Have we learned, or are we going to do this again?
The article is titled, "Housing, Land and the Economic Crisis" and it appears in "Land Lines." But the word "land" appears only twice in the article:
- second paragraph: "Between 2000 and 2005, the value of residential land and buildings increased from about $14 trillion to $24 trillion. About half of this increase reflected new construction, and half was due to rising land values, primarily on the coasts (Case 2007). But in late 2006 prices began to decline, and by mid-2009 they had fallen roughly 30 percent.

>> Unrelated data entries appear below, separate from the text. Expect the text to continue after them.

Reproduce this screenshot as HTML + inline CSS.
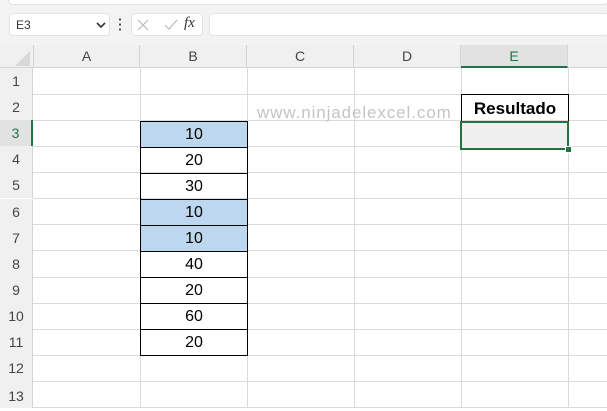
<html><head><style>
body{margin:0;width:607px;height:408px;overflow:hidden;background:#fff;font-family:"Liberation Sans",sans-serif;position:relative}
.top{position:absolute;left:0;top:0;width:607px;height:45px;background:#f3f3f3}
.strip{position:absolute;left:8px;top:0;width:599px;height:4px;background:#fff;border-radius:0 0 6px 6px;border:1px solid #e0e0e0;border-top:none}
.box{position:absolute;top:13px;height:23px;background:#fff;border-radius:4px;border:1px solid #e3e3e3;box-sizing:border-box}
.hdr{position:absolute;top:45px;height:23px;background:#f0f0f0;border-bottom:1px solid #d4d4d4;box-sizing:border-box}
.ch{position:absolute;top:45px;height:23px;line-height:23px;text-align:center;font-size:14px;color:#444;border-right:1px solid #d4d4d4;box-sizing:border-box}
.rh{position:absolute;left:0;width:33px;text-align:center;font-size:14px;color:#444;background:#f0f0f0;border-right:1px solid #d4d4d4;box-sizing:border-box}
.vl{position:absolute;top:68px;width:1px;height:340px;background:#dadada}
.hl{position:absolute;left:33px;width:574px;height:1px;background:#dadada}
.c{position:absolute;left:140px;width:108px;height:27px;border:1px solid #000;box-sizing:border-box;text-align:center;font-size:16px;line-height:25px;color:#000}
</style></head><body>
<div class="top"></div><div class="strip"></div>
<div class="box" style="left:9px;width:101px"><span style="position:absolute;left:6px;top:4px;font-size:12px;color:#333">E3</span><svg style="position:absolute;left:86px;top:8px" width="10" height="7"><path d="M1 1L5 5L9 1" stroke="#333" stroke-width="1.6" fill="none"/></svg></div>
<div style="position:absolute;left:119px;top:17px;width:2px;height:14px;background:radial-gradient(circle,#444 1px,transparent 1.2px) 0 0/2px 5px"></div>
<div class="box" style="left:131px;width:72px"><svg style="position:absolute;left:5px;top:5px" width="50" height="12"><path d="M1 1L11 11M11 1L1 11" stroke="#bbb" stroke-width="1.2"/><path d="M28 6L32 10L40 1" stroke="#bbb" stroke-width="1.2" fill="none"/></svg><span style="position:absolute;left:52px;top:1px;font-family:'Liberation Serif',serif;font-style:italic;font-size:15px;color:#333">fx</span></div>
<div class="box" style="left:209px;width:400px"></div>
<div class="hdr" style="left:0;width:607px"></div>
<svg style="position:absolute;left:14px;top:51px" width="18" height="16"><path d="M16 0L16 15L1 15Z" fill="#d8d8d8"/></svg>
<div class="ch" style="left:33px;width:107px;border-left:1px solid #d4d4d4">A</div>
<div class="ch" style="left:140px;width:107px">B</div>
<div class="ch" style="left:247px;width:107px">C</div>
<div class="ch" style="left:354px;width:107px">D</div>
<div class="ch" style="left:461px;width:107px;background:#e2e2e2;color:#217346;border-bottom:2px solid #217346">E</div>
<div class="vl" style="left:140px"></div><div class="vl" style="left:247px"></div><div class="vl" style="left:354px"></div><div class="vl" style="left:461px"></div><div class="vl" style="left:568px"></div>
<div class="rh" style="top:68px;height:26.1px;line-height:26px">1</div>
<div class="rh" style="top:94.1px;height:26.1px;line-height:26px">2</div>
<div class="rh" style="top:120.2px;height:26.1px;line-height:26px;background:#e2e2e2;color:#217346;border-right:2px solid #217346">3</div>
<div class="rh" style="top:146.3px;height:26.1px;line-height:26px">4</div>
<div class="rh" style="top:172.4px;height:26.1px;line-height:26px">5</div>
<div class="rh" style="top:198.5px;height:26.1px;line-height:26px">6</div>
<div class="rh" style="top:224.6px;height:26.1px;line-height:26px">7</div>
<div class="rh" style="top:250.7px;height:26.1px;line-height:26px">8</div>
<div class="rh" style="top:276.8px;height:26.1px;line-height:26px">9</div>
<div class="rh" style="top:302.9px;height:26.1px;line-height:26px">10</div>
<div class="rh" style="top:329px;height:26.1px;line-height:26px">11</div>
<div class="rh" style="top:355.1px;height:26.1px;line-height:26px">12</div>
<div class="rh" style="top:381.2px;height:27px;line-height:30px">13</div>
<div class="hl" style="top:94px"></div><div class="hl" style="top:120px"></div><div class="hl" style="top:146px"></div><div class="hl" style="top:172px"></div><div class="hl" style="top:198px"></div><div class="hl" style="top:224px"></div><div class="hl" style="top:250px"></div><div class="hl" style="top:277px"></div><div class="hl" style="top:303px"></div><div class="hl" style="top:329px"></div><div class="hl" style="top:355px"></div><div class="hl" style="top:381px"></div><div class="hl" style="top:407px"></div>
<div style="position:absolute;left:257px;top:103px;font-size:17px;color:#c4c4c4;letter-spacing:0.9px">www.ninjadelexcel.com</div>
<div class="c" style="top:121px;background:#bdd7ee">10</div>
<div class="c" style="top:147px">20</div>
<div class="c" style="top:173px">30</div>
<div class="c" style="top:199px;background:#bdd7ee">10</div>
<div class="c" style="top:225px;background:#bdd7ee">10</div>
<div class="c" style="top:251px">40</div>
<div class="c" style="top:277px">20</div>
<div class="c" style="top:303px">60</div>
<div class="c" style="top:329px">20</div>
<div style="position:absolute;left:461px;top:94px;width:108px;height:28px;border:1px solid #000;box-sizing:border-box;text-align:center;font-weight:bold;font-size:17px;line-height:28px">Resultado</div>
<div style="position:absolute;left:460px;top:121px;width:109px;height:29px;border:2px solid #217346;box-sizing:border-box;background:#efefef"></div>
<div style="position:absolute;left:565px;top:146px;width:5px;height:5px;background:#217346;border:1px solid #fff"></div>
</body></html>
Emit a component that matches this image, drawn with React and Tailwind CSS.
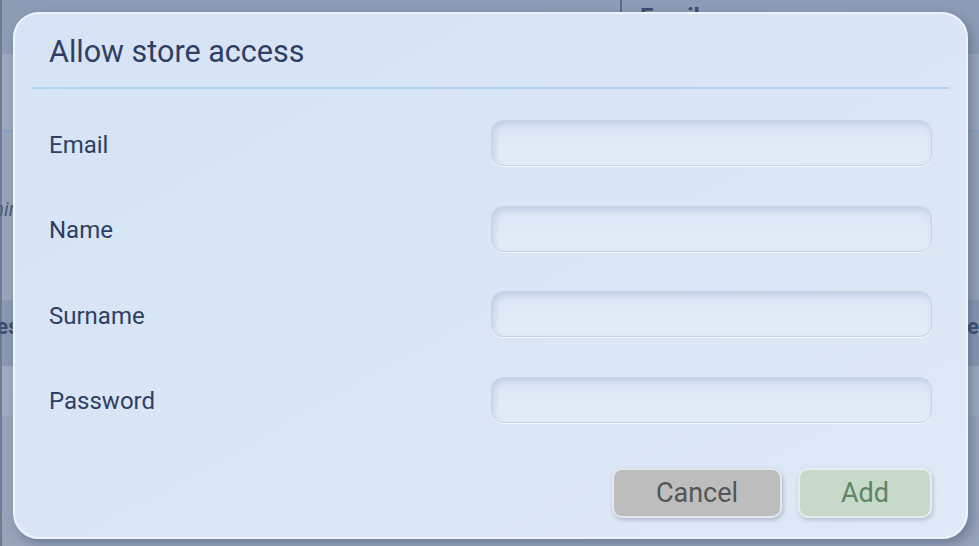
import React from 'react';

const fields = ['Email', 'Name', 'Surname', 'Password'];

const Backdrop = () => (
  <div className="flex flex-col h-full border-l-2 border-[#6f7c90]">
    <div className="h-[54px] bg-[#8d9db6] flex">
      <div className="w-[618px]" />
      <div className="border-l-2 border-[#5d6c86] pl-[18px] text-[24px] font-bold text-[#3e4e6e] leading-[34px]">Email</div>
    </div>
    <div className="h-[76px] bg-[#9dabc0]" />
    <div className="h-[2px] bg-[#86a3c6]" />
    <div className="h-[168px] bg-[#98a6bc] flex items-center">
      <span className="italic text-[20px] text-[#4a5a78] -ml-[26px] -mt-[14px]">Emir</span>
    </div>
    <div className="h-[66px] bg-[#8999b2] flex items-center justify-between">
      <span className="font-bold text-[22px] text-[#3e4e6e] -ml-[38px] -mt-[14px]">Roles</span>
      <span className="font-bold text-[22px] text-[#3e4e6e] -mt-[14px]">Role</span>
    </div>
    <div className="h-[50px] bg-[#9eacc1]" />
    <div className="flex-1 bg-[#97a5bb]" />
  </div>
);

export default function App() {
  return (
    <div className="relative w-[979px] h-[546px] overflow-hidden font-['Roboto',sans-serif] bg-[#97a5bb]">
      <Backdrop />
      <div className="absolute left-[13px] top-[12px] w-[955px] h-[527px] rounded-[26px] border-2 border-[#eef4fb] bg-gradient-to-br from-[#d5e3f4] to-[#dfe9f7] shadow-[4px_5px_12px_rgba(50,65,95,0.4)] px-[17px]">
        <div className="h-[75px] border-b-2 border-[#b3d2ee] flex items-center px-[17px] pt-[3px]">
          <h2 className="text-[30.5px] text-[#2f3f64] leading-none">Allow store access</h2>
        </div>
        <div className="mt-[31px] px-[17px] flex flex-col gap-[39.5px]">
          {fields.map((f) => (
            <div key={f} className="flex items-center justify-between">
              <label className="text-[24px] text-[#2e3f63] pt-[3px]">{f}</label>
              <input
                type={f === 'Password' ? 'password' : 'text'}
                className="w-[441px] h-[46px] rounded-[12px] border border-[#c8d3e7] bg-gradient-to-b from-[#dbe6f5] to-[#e3edf9] shadow-[inset_2px_3px_6px_rgba(140,160,195,0.35),0_1px_0_rgba(255,255,255,0.6)] outline-none px-3 text-[18px] text-[#2e3f63]"
              />
            </div>
          ))}
        </div>
        <div className="mt-[45px] px-[17px] flex justify-end gap-[16px]">
          <button className="w-[170px] h-[50px] rounded-[10px] bg-[#bdbdbd] border-2 border-[#e4e8ee] text-[27px] text-[#555555] pt-[2px] shadow-[1px_2px_4px_rgba(80,95,125,0.35)]">
            Cancel
          </button>
          <button className="w-[134px] h-[50px] rounded-[10px] bg-[#c7d9cb] border-2 border-[#e6eef0] text-[27px] text-[#5e8464] pt-[2px] shadow-[1px_2px_4px_rgba(80,95,125,0.3)]">
            Add
          </button>
        </div>
      </div>
    </div>
  );
}
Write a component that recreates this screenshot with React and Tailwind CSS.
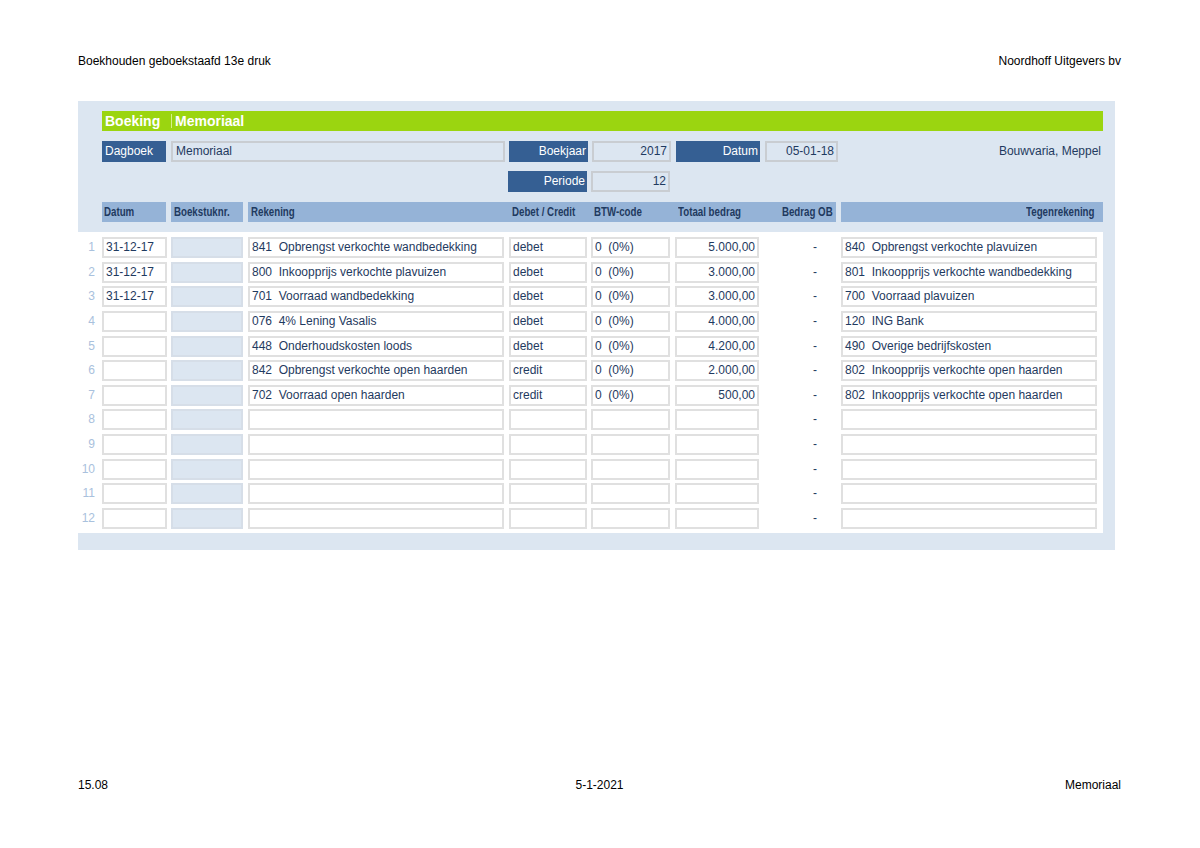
import React from "react";

const rows = [
    { datum: "31-12-17", rek: "841  Opbrengst verkochte wandbedekking", dc: "debet", btw: "0  (0%)", tot: "5.000,00", tegen: "840  Opbrengst verkochte plavuizen" },
    { datum: "31-12-17", rek: "800  Inkoopprijs verkochte plavuizen", dc: "debet", btw: "0  (0%)", tot: "3.000,00", tegen: "801  Inkoopprijs verkochte wandbedekking" },
    { datum: "31-12-17", rek: "701  Voorraad wandbedekking", dc: "debet", btw: "0  (0%)", tot: "3.000,00", tegen: "700  Voorraad plavuizen" },
    { datum: "", rek: "076  4% Lening Vasalis", dc: "debet", btw: "0  (0%)", tot: "4.000,00", tegen: "120  ING Bank" },
    { datum: "", rek: "448  Onderhoudskosten loods", dc: "debet", btw: "0  (0%)", tot: "4.200,00", tegen: "490  Overige bedrijfskosten" },
    { datum: "", rek: "842  Opbrengst verkochte open haarden", dc: "credit", btw: "0  (0%)", tot: "2.000,00", tegen: "802  Inkoopprijs verkochte open haarden" },
    { datum: "", rek: "702  Voorraad open haarden", dc: "credit", btw: "0  (0%)", tot: "500,00", tegen: "802  Inkoopprijs verkochte open haarden" },
    {}, {}, {}, {}, {},
];

const cell = "h-[21px] border-2 border-[#e0e0e0] bg-white px-[2px] text-[12px] leading-[17px] whitespace-pre overflow-hidden";

function Label({ children, className = "" }) {
    return (
        <div className={`h-[21px] bg-[#355f93] text-white text-[12px] leading-[21px] ${className}`}>
            {children}
        </div>
    );
}

function Field({ children, className = "" }) {
    return (
        <div className={`h-[21px] border-2 border-[#c9cdd2] text-[12px] leading-[17px] ${className}`}>
            {children}
        </div>
    );
}

// narrow bold column heading
function Head({ children, right }) {
    return (
        <span className={`inline-block scale-x-[0.81] ${right ? "origin-right" : "origin-left"}`}>
            {children}
        </span>
    );
}

export default function App() {
    return (
        <div
            className="w-[1200px] h-[848px] bg-white text-black flex flex-col"
            style={{ fontFamily: '"Liberation Sans", Arial, sans-serif' }}
        >
            {/* page header */}
            <div className="flex justify-between pl-[78px] pr-[79px] pt-[54px] text-[12px] leading-[14px]">
                <span>Boekhouden geboekstaafd 13e druk</span>
                <span>Noordhoff Uitgevers bv</span>
            </div>

            {/* form panel */}
            <div className="ml-[78px] mt-[33px] w-[1037px] bg-[#dce6f1] text-[#1f3a60]">
                <div className="pt-[10px] pl-[24px] pr-[12px]">
                    <div className="h-[20px] bg-[#9bd510] flex items-center text-white font-bold text-[14px]">
                        <span className="w-[69px] pl-[3px]">Boeking</span>
                        <span className="w-px h-[14px] bg-[#d4f08a]" />
                        <span className="pl-[3px]">Memoriaal</span>
                    </div>

                    <div className="flex mt-[10px] items-start">
                        <Label className="w-[64px] pl-[3px]">Dagboek</Label>
                        <Field className="ml-[5px] w-[334px] pl-[3px]">Memoriaal</Field>
                        <Label className="ml-[4px] w-[79px] text-right pr-[2px]">Boekjaar</Label>
                        <Field className="ml-[4px] w-[79px] text-right pr-[2px]">2017</Field>
                        <Label className="ml-[5px] w-[84px] text-right pr-[2px]">Datum</Label>
                        <Field className="ml-[5px] w-[73px] text-right pr-[2px]">05-01-18</Field>
                        <div className="flex-1 text-right pr-[2px] text-[12px] leading-[21px]">Bouwvaria, Meppel</div>
                    </div>

                    <div className="flex mt-[9px]">
                        <Label className="ml-[406px] w-[79px] text-right pr-[2px]">Periode</Label>
                        <Field className="ml-[4px] w-[79px] text-right pr-[2px]">12</Field>
                    </div>

                    <div className="flex mt-[10px] h-[20px] text-[12px] leading-[20px] font-bold text-[#1f3a60] whitespace-nowrap">
                        <div className="w-[64px] bg-[#95b3d7] pl-[2px]"><Head>Datum</Head></div>
                        <div className="ml-[5px] w-[72px] bg-[#95b3d7] pl-[3px]"><Head>Boekstuknr.</Head></div>
                        <div className="ml-[5px] w-[588px] bg-[#95b3d7] flex">
                            <span className="w-[261px] pl-[3px]"><Head>Rekening</Head></span>
                            <span className="w-[83px] pl-[3px]"><Head>Debet / Credit</Head></span>
                            <span className="w-[84px] pl-[2px]"><Head>BTW-code</Head></span>
                            <span className="w-[84px] pl-[2px]"><Head>Totaal bedrag</Head></span>
                            <span className="flex-1 text-right pr-[3px]"><Head right>Bedrag OB</Head></span>
                        </div>
                        <div className="ml-[5px] flex-1 bg-[#95b3d7] text-right pr-[9px]"><Head right>Tegenrekening</Head></div>
                    </div>
                </div>

                {/* rows */}
                <div className="mt-[10px] mr-[12px] bg-white pt-[5px] text-[#1f3a60]">
                    {rows.map((r, i) => (
                        <div key={i} className="flex items-start h-[24.64px]">
                            <div className="w-[24px] pr-[7px] text-right text-[12px] leading-[21px] text-[#a9c1dd]">{i + 1}</div>
                            <div className={`${cell} w-[65px]`}>{r.datum}</div>
                            <div className="ml-[4px] w-[72px] h-[21px] border-2 border-[#d6dee8] bg-[#dce6f1]" />
                            <div className={`${cell} ml-[5px] w-[256px]`}>{r.rek}</div>
                            <div className={`${cell} ml-[5px] w-[78px]`}>{r.dc}</div>
                            <div className={`${cell} ml-[4px] w-[79px]`}>{r.btw}</div>
                            <div className={`${cell} ml-[5px] w-[84px] text-right`}>{r.tot}</div>
                            <div className="w-[82px] text-right pr-[24px] text-[12px] leading-[21px]">-</div>
                            <div className={`${cell} w-[256px]`}>{r.tegen}</div>
                        </div>
                    ))}
                </div>
                <div className="h-[17px]" />
            </div>

            {/* page footer */}
            <div className="mt-auto mb-[56px] grid grid-cols-3 pl-[78px] pr-[79px] text-[12px] leading-[14px]">
                <span>15.08</span>
                <span className="text-center">5-1-2021</span>
                <span className="text-right">Memoriaal</span>
            </div>
        </div>
    );
}
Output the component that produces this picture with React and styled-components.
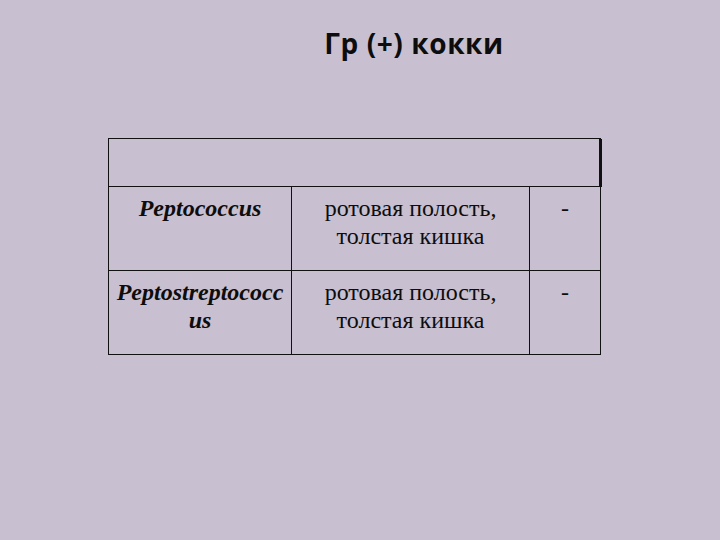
import React from "react"
import styled, { createGlobalStyle } from "styled-components"

const GlobalStyle = createGlobalStyle`
  html, body {
    margin: 0;
    padding: 0;
    background: #c8c0d0;
  }
  * { box-sizing: border-box; }
`

const Slide = styled.div`
  width: 720px;
  height: 540px;
  background: #c8c0d0;
  padding: 26px 0 0 108px;
  overflow: hidden;
`

const Title = styled.h1`
  margin: 0;
  height: 34px;
  line-height: 34px;
  text-align: center;
  font-family: "Open Sans", "Noto Sans", sans-serif;
  font-weight: 700;
  font-size: 28px;
  letter-spacing: 0.6px;
  color: #0d0d0d;
`

const Table = styled.div`
  margin-top: 78px;
  display: grid;
  grid-template-columns: 183px 238px 71px;
  width: 493px;
  border-left: 1px solid #111;
  border-top: 1px solid #111;
`

const HeaderCell = styled.div`
  grid-column: 1 / -1;
  height: 48px;
  border-bottom: 1px solid #111;
  border-right: 3px solid #111;
  margin-right: -1px;
`

const Cell = styled.div`
  height: 84px;
  padding-top: 7px;
  border-right: 1px solid #111;
  border-bottom: 1px solid #111;
  text-align: center;
  font-family: "Liberation Serif", "Times New Roman", serif;
  font-size: 24px;
  line-height: 28px;
  color: #0d0d0d;
  font-weight: ${(p) => (p.$species ? 700 : 400)};
  font-style: ${(p) => (p.$species ? "italic" : "normal")};
`

const rows = [
  { name: ["Peptococcus"], mark: "-" },
  { name: ["Peptostreptococc", "us"], mark: "-" },
]

export default function App() {
  return (
    <>
      <GlobalStyle />
      <Slide>
        <Title>Гр (+) кокки</Title>
        <Table>
          <HeaderCell />
          {rows.map((r, i) => (
            <React.Fragment key={i}>
              <Cell $species>
                {r.name.map((part, j) => (
                  <React.Fragment key={j}>
                    {j > 0 && <br />}
                    {part}
                  </React.Fragment>
                ))}
              </Cell>
              <Cell>
                ротовая полость,
                <br />
                толстая кишка
              </Cell>
              <Cell>{r.mark}</Cell>
            </React.Fragment>
          ))}
        </Table>
      </Slide>
    </>
  )
}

- antepenultimate paragraph (I knew I'd have a use for that word someday!): "California represents about 25 percent of all the land value in the United States, and events there have major implications for the rest of the country. The good news is that for the last three months, the indexes for San Francisco, San Diego, and Los Angeles have led the nation in price appreciation. The California Association of Realtors reports substantial increases in home sales volumes except in the Central Valley.
I'm disappointed that neither Case nor Lincoln saw fit to connect the dots.
(And I'll note parenthetically that California and Florida's steeply rising land prices were in part due to their limitations on the property tax under Proposition 13 and "Save Our Homes" respectively. Many of California's problems would get better if they would simply fund their public spending from a tax on their land value, rather than suppressing that tax and relying on taxes on sales and wages, both of which depress any economy.)To connect the dots, I'll ask that you read Mason Gaffney: The Great Crash of 2008, at http://www.masongaffney.org/ and his new book, After the Crash: Designing a Depression-free Economy, available at http://www.schalkenbach.org/store.php?crn=78&rn=610&action=show_detail
Lenders ought not to be lending on speculative land values. Localities ought to be collecting more of the economic rent on the land within their borders, lowering the selling price of land without reducing its value in use -- and arguably increasing it! Localities and states ought to be lowering their taxes on buildings, on wages, on sales, and substitute the revenue from collecting economic rent. See also Mason Gaffney: How to Thaw Credit, Now and Forever, online at his website (above).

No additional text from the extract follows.